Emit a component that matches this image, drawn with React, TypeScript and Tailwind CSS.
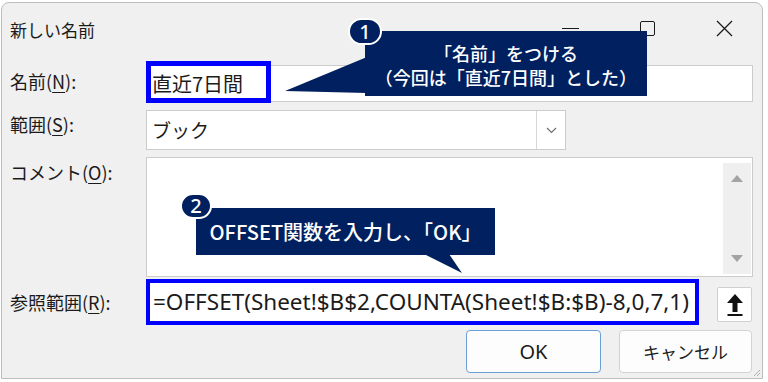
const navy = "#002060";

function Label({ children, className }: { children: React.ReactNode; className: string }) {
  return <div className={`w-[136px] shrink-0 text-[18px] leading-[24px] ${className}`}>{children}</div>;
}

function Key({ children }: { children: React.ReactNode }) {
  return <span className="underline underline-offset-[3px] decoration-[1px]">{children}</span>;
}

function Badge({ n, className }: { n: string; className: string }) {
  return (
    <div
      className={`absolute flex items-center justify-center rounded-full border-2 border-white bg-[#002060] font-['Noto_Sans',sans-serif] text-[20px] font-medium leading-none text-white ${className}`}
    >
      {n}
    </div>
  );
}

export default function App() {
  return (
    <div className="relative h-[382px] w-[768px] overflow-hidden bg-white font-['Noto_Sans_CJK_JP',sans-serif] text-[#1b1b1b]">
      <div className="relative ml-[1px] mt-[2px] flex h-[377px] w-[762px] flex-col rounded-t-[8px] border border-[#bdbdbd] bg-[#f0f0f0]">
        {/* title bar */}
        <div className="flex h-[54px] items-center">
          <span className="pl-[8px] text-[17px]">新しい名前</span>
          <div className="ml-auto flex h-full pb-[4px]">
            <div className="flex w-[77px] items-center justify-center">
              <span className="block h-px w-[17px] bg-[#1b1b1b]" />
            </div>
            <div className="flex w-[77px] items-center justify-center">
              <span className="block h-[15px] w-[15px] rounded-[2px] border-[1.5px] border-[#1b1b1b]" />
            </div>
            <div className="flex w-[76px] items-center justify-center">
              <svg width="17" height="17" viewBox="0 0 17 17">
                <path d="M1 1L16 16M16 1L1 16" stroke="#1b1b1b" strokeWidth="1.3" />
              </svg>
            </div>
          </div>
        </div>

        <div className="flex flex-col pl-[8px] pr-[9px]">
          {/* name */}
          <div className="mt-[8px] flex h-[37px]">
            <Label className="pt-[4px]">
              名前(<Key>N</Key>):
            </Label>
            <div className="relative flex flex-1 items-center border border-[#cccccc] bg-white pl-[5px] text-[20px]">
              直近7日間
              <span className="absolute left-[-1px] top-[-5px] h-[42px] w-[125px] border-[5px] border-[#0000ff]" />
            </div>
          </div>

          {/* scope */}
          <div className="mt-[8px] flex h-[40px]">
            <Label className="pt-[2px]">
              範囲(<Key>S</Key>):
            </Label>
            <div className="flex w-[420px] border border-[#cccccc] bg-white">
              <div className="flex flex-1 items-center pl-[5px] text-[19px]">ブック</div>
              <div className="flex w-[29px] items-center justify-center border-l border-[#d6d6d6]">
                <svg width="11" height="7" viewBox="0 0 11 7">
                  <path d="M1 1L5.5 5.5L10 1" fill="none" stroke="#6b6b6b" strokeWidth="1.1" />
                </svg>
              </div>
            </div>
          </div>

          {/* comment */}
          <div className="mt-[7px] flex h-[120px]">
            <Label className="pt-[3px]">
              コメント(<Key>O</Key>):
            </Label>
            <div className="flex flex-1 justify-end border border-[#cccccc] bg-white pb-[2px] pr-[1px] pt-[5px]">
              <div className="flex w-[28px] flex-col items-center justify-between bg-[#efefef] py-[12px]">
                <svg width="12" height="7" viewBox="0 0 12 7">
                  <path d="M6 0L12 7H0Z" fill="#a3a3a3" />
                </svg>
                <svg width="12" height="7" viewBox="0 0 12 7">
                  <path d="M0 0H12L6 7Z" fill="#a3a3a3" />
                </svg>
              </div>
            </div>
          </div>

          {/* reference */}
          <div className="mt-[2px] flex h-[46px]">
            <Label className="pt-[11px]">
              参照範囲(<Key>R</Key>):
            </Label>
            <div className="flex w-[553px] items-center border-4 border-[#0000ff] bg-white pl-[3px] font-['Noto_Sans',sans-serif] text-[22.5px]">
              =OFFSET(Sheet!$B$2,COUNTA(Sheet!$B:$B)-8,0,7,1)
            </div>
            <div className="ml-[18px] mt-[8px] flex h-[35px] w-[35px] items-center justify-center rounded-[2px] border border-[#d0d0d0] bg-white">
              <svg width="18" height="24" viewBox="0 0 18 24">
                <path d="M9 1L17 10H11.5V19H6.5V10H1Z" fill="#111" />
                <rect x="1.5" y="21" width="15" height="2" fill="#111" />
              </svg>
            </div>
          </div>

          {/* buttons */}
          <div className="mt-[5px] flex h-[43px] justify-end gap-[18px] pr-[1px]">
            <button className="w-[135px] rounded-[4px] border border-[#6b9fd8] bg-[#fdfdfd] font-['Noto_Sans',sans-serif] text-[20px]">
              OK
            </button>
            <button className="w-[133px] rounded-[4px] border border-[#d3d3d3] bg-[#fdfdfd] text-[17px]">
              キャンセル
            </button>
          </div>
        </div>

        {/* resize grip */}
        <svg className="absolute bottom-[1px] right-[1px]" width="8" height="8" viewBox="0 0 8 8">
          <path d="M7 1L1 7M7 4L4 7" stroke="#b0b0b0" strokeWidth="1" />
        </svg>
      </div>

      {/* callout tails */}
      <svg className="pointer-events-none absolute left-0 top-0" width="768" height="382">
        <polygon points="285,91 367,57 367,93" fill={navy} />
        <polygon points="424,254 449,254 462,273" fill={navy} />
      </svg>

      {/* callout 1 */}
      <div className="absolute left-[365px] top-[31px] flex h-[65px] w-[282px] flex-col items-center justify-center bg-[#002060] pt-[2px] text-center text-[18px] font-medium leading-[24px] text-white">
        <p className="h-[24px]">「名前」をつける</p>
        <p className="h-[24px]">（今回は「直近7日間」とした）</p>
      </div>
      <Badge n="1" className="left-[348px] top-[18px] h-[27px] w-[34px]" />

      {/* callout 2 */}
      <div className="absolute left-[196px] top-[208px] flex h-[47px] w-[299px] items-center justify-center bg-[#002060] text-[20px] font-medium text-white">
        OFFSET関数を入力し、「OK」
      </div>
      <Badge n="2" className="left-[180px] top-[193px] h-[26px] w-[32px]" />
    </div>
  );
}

> **STATED TASK**: What is the number of lines in the listing above that contain the string "React"? Give only the number.

> **EXERCISE ANSWER**: 3